• Required task:
Search the listing below for "components". Copy each matching line.

• Records provided:
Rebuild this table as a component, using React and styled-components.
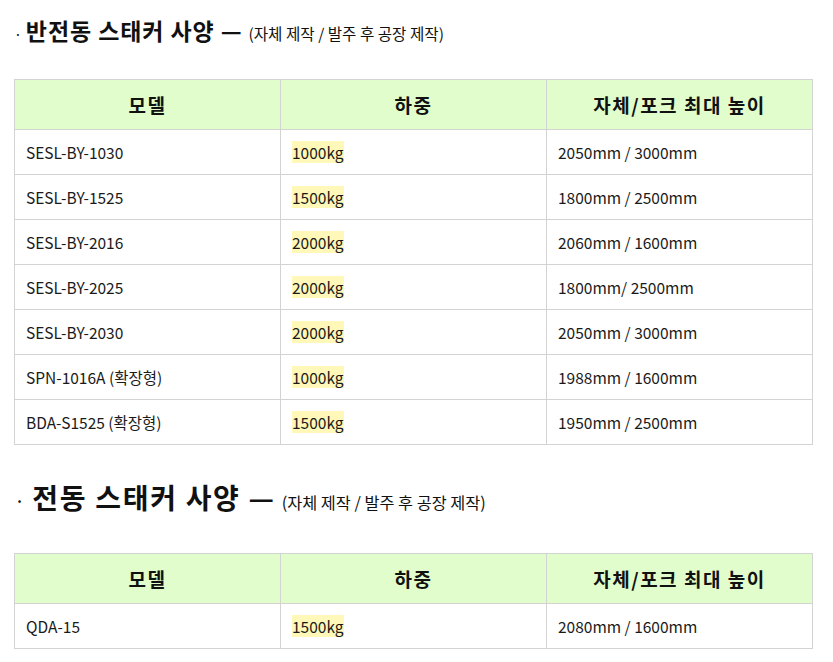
import styled, { createGlobalStyle } from "styled-components";

const GlobalStyle = createGlobalStyle`
  body {
    margin: 0;
    background: #fff;
    color: #111;
    font-family: "Noto Sans CJK KR", "Noto Sans", sans-serif;
  }
`;

const Page = styled.div`
  padding: 12px 20px 0 14px;
`;

const Section = styled.section`
  margin-bottom: ${(p) => p.$gap || 0}px;
`;

const Title = styled.h2`
  display: flex;
  align-items: baseline;
  height: ${(p) => p.$h}px;
  line-height: ${(p) => p.$h}px;
  margin: 0 0 ${(p) => p.$after}px;
  font-size: ${(p) => p.$size}px;
  font-weight: 700;
  letter-spacing: ${(p) => p.$ls}px;
`;

const Dot = styled.span`
  font-weight: 400;
  font-size: ${(p) => p.$size || 14}px;
  margin-right: ${(p) => p.$space || 4}px;
  letter-spacing: 0;
`;

const Note = styled.span`
  font-size: ${(p) => p.$size}px;
  font-weight: 400;
  margin-left: 6px;
  letter-spacing: 0;
`;

const Table = styled.table`
  width: 100%;
  border-collapse: collapse;
  table-layout: fixed;
  font-size: 15.5px;
`;

const Th = styled.th`
  height: 49px;
  padding: 0;
  background: #e1fdcb;
  border: 1px solid #d3d3d3;
  font-size: 19px;
  font-weight: 700;
  letter-spacing: 1.5px;
  text-align: center;
`;

const Td = styled.td`
  height: 44px;
  padding: 0 11px;
  border: 1px solid #d3d3d3;
  vertical-align: middle;
  color: #1a1a1a;
`;

const Mark = styled.span`
  background: #fff8b8;
`;

const rows1 = [
  ["SESL-BY-1030", "1000kg", "2050mm / 3000mm"],
  ["SESL-BY-1525", "1500kg", "1800mm / 2500mm"],
  ["SESL-BY-2016", "2000kg", "2060mm / 1600mm"],
  ["SESL-BY-2025", "2000kg", "1800mm/ 2500mm"],
  ["SESL-BY-2030", "2000kg", "2050mm / 3000mm"],
  ["SPN-1016A (확장형)", "1000kg", "1988mm / 1600mm"],
  ["BDA-S1525 (확장형)", "1500kg", "1950mm / 2500mm"],
];

const rows2 = [["QDA-15", "1500kg", "2080mm / 1600mm"]];

function SpecTable({ rows }) {
  return (
    <Table>
      <thead>
        <tr>
          <Th>모델</Th>
          <Th>하중</Th>
          <Th>자체/포크 최대 높이</Th>
        </tr>
      </thead>
      <tbody>
        {rows.map((r) => (
          <tr key={r[0]}>
            <Td>{r[0]}</Td>
            <Td>
              <Mark>{r[1]}</Mark>
            </Td>
            <Td>{r[2]}</Td>
          </tr>
        ))}
      </tbody>
    </Table>
  );
}

export default function App() {
  return (
    <Page>
      <GlobalStyle />
      <Section $gap={32}>
        <Title $size={23} $ls={0.9} $h={36} $after={31}>
          <Dot>·</Dot>반전동 스태커 사양 —<Note $size={15.6}>(자체 제작 / 발주 후 공장 제작)</Note>
        </Title>
        <SpecTable rows={rows1} />
      </Section>
      <Section>
        <Title $size={28} $ls={1.7} $h={40} $after={36}>
          <Dot $size={20} $space={7}>·</Dot>전동 스태커 사양 —<Note $size={16.3}>(자체 제작 / 발주 후 공장 제작)</Note>
        </Title>
        <SpecTable rows={rows2} />
      </Section>
    </Page>
  );
}
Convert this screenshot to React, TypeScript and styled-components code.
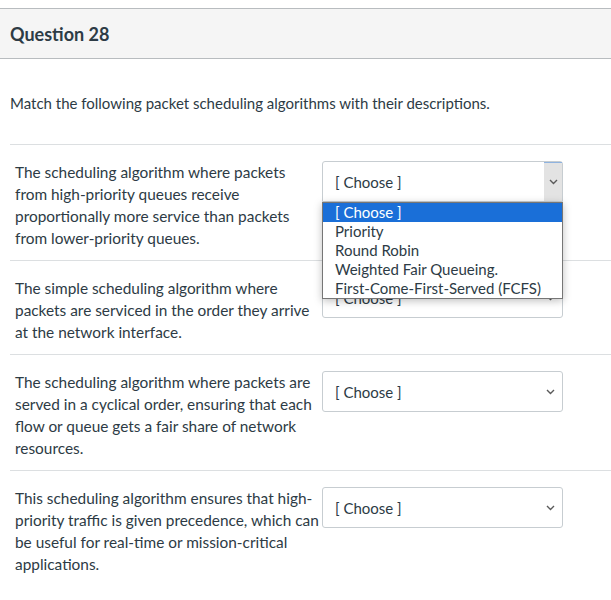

• Full answer:
Rebuild this table as a component, using React and styled-components.
import styled, { createGlobalStyle } from "styled-components";
Convert this screenshot to React, TypeScript and styled-components code.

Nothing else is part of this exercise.